◆ What needs to be done ◆
In the data below, locate each line with the word "components" and list it.

◆ Supplied information ◆
--- Begin ---
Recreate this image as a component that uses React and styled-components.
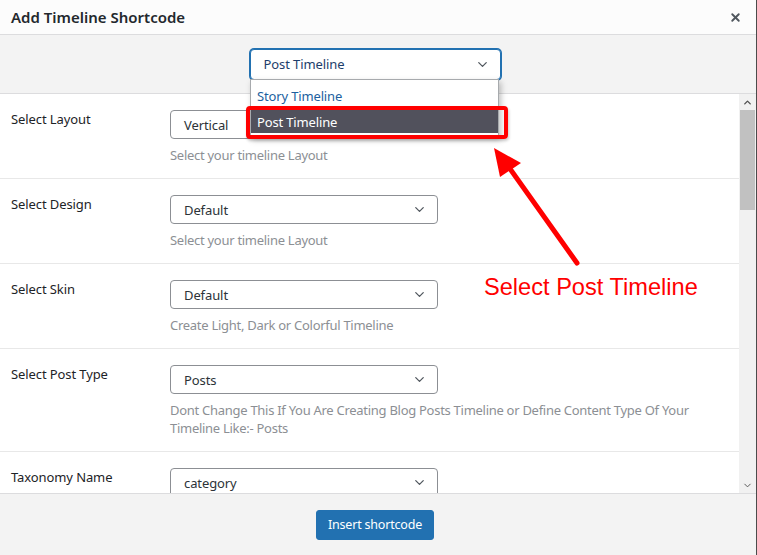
import React from 'react'
import styled, {createGlobalStyle} from 'styled-components'
import {X, ChevronDown, ChevronUp} from 'lucide-react'

const Global = createGlobalStyle`
  html, body {
    margin: 0;
    padding: 0;
    background: #fff;
  }
  body {
    font-family: "Noto Sans", "Open Sans", sans-serif;
    font-size: 13px;
    color: #1d2327;
  }
`

const Modal = styled.div`
  position: relative;
  width: 757px;
  height: 555px;
  display: flex;
  flex-direction: column;
  box-sizing: border-box;
  border-right: 1px solid #4b4b4b;
  overflow: hidden;
`

const Header = styled.div`
  height: 34px;
  flex: none;
  display: flex;
  align-items: center;
  justify-content: space-between;
  padding: 0 14px 0 11px;
  background: #fcfcfc;
  border-bottom: 1px solid #dcdcde;
`

const Title = styled.h1`
  margin: 0;
  font-size: 15px;
  font-weight: 600;
  color: #23282d;
`

const Close = styled.button`
  border: 0;
  background: none;
  padding: 0;
  display: flex;
  color: #50575e;
`

const TopBar = styled.div`
  height: 58px;
  flex: none;
  display: flex;
  align-items: center;
  justify-content: center;
  padding-right: 6px;
  background: #f3f3f3;
  border-bottom: 1px solid #dcdcde;
`

const Select = styled.div`
  box-sizing: border-box;
  width: ${p => p.$width || 268}px;
  height: ${p => p.$height || 29}px;
  display: flex;
  align-items: center;
  justify-content: space-between;
  padding: 0 10px 0 13px;
  background: #fff;
  border: 1px solid ${p => (p.$focus ? '#2271b1' : '#8c8f94')};
  box-shadow: ${p => (p.$focus ? '0 0 0 1px #2271b1' : 'none')};
  border-radius: 4px;
  font-size: 13px;
  color: ${p => (p.$focus ? '#1d3e6b' : '#2c3338')};
  letter-spacing: -0.1px;
`

const Body = styled.div`
  flex: 1;
  display: flex;
  min-height: 0;
`

const Fields = styled.div`
  flex: 1;
  overflow: hidden;
  background: #fff;
`

const Row = styled.div`
  display: grid;
  grid-template-columns: 159px 1fr;
  padding: 16px 30px 14px 11px;
  border-bottom: 1px solid #e8e8e8;
`

const Label = styled.div`
  line-height: 18px;
  font-size: 13px;
  color: #1d2327;
  letter-spacing: -0.1px;
`

const Desc = styled.div`
  margin-top: 7px;
  line-height: 18px;
  font-size: 13px;
  color: #8c8f94;
  letter-spacing: -0.28px;
`

const Scrollbar = styled.div`
  width: 17px;
  flex: none;
  display: flex;
  flex-direction: column;
  background: #f1f1f1;
  color: #505050;
`

const ScrollArrow = styled.div`
  height: 16px;
  display: flex;
  align-items: center;
  justify-content: center;
`

const Thumb = styled.div`
  height: 100px;
  margin: 0 1px;
  background: #c1c1c1;
`

const Track = styled.div`
  flex: 1;
`

const Footer = styled.div`
  height: 61px;
  flex: none;
  display: flex;
  align-items: center;
  justify-content: center;
  padding-right: 6px;
  background: #f3f3f3;
  border-top: 1px solid #dcdcde;
`

const Button = styled.button`
  height: 30px;
  padding: 0 11px;
  border: 1px solid #2271b1;
  border-radius: 3px;
  background: #2271b1;
  color: #fff;
  font-family: inherit;
  font-size: 12.5px;
  letter-spacing: -0.2px;
`

const Menu = styled.div`
  position: absolute;
  left: 250px;
  top: 79px;
  width: 249px;
  box-sizing: border-box;
  padding: 6px 0 3px;
  background: #fff;
  border: 1px solid #a7aaad;
  box-shadow: 2px 3px 6px rgba(0, 0, 0, 0.25);
`

const Option = styled.div`
  box-sizing: border-box;
  height: ${p => (p.$active ? 25 : 22)}px;
  display: flex;
  align-items: center;
  padding: ${p => (p.$active ? '3px 0 0 6px' : '0 0 2px 6px')};
  font-size: 13px;
  letter-spacing: -0.15px;
  color: ${p => (p.$active ? '#fff' : '#1c5fa0')};
  background: ${p => (p.$active ? '#51515c' : 'transparent')};
`

const Highlight = styled.div`
  position: absolute;
  left: 246px;
  top: 106px;
  width: 262px;
  height: 33px;
  box-sizing: border-box;
  border: 4px solid #ff0000;
  border-radius: 4px;
  box-shadow: 1px 2px 3px rgba(0, 0, 0, 0.2);
`

const Note = styled.div`
  position: absolute;
  left: 484px;
  top: 274px;
  font-family: "Liberation Sans", Arial, sans-serif;
  font-size: 23.6px;
  color: #ff0000;
  white-space: nowrap;
`

const Arrow = styled.svg`
  position: absolute;
  left: 0;
  top: 0;
  pointer-events: none;
`

const rows = [
  {label: 'Select Layout', value: 'Vertical', desc: ['Select your timeline Layout']},
  {label: 'Select Design', value: 'Default', desc: ['Select your timeline Layout']},
  {label: 'Select Skin', value: 'Default', desc: ['Create Light, Dark or Colorful Timeline']},
  {
    label: 'Select Post Type',
    value: 'Posts',
    desc: [
      'Dont Change This If You Are Creating Blog Posts Timeline or Define Content Type Of Your',
      'Timeline Like:- Posts',
    ],
  },
  {label: 'Taxonomy Name', value: 'category', desc: []},
]

export default function App() {
  return (
    <>
      <Global />
      <Modal>
        <Header>
          <Title>Add Timeline Shortcode</Title>
          <Close>
            <X size={13} strokeWidth={3.5} />
          </Close>
        </Header>
        <TopBar>
          <Select $focus $width={251} $height={31}>
            Post Timeline
            <ChevronDown size={15} strokeWidth={2} color="#50575e" />
          </Select>
        </TopBar>
        <Body>
          <Fields>
            {rows.map(r => (
              <Row key={r.label}>
                <Label>{r.label}</Label>
                <div>
                  <Select>
                    {r.value}
                    <ChevronDown size={15} strokeWidth={2} color="#50575e" />
                  </Select>
                  {r.desc.length > 0 && (
                    <Desc>
                      {r.desc.map(d => (
                        <div key={d}>{d}</div>
                      ))}
                    </Desc>
                  )}
                </div>
              </Row>
            ))}
          </Fields>
          <Scrollbar>
            <ScrollArrow>
              <ChevronUp size={11} strokeWidth={3} />
            </ScrollArrow>
            <Thumb />
            <Track />
            <ScrollArrow>
              <ChevronDown size={11} strokeWidth={2} />
            </ScrollArrow>
          </Scrollbar>
        </Body>
        <Footer>
          <Button>Insert shortcode</Button>
        </Footer>

        <Menu>
          <Option>Story Timeline</Option>
          <Option $active>Post Timeline</Option>
        </Menu>
        <Highlight />
        <Arrow width="757" height="555" viewBox="0 0 757 555">
          <line x1="577" y1="263" x2="508" y2="166" stroke="#ff0000" strokeWidth="5" strokeLinecap="round" />
          <polygon points="494,148 500,177 521,163" fill="#ff0000" />
        </Arrow>
        <Note>Select Post Timeline</Note>
      </Modal>
    </>
  )
}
--- End ---
◆ Output of the exercise ◆
Recreate this image as a component that uses React and styled-components.
import styled, {createGlobalStyle} from 'styled-components'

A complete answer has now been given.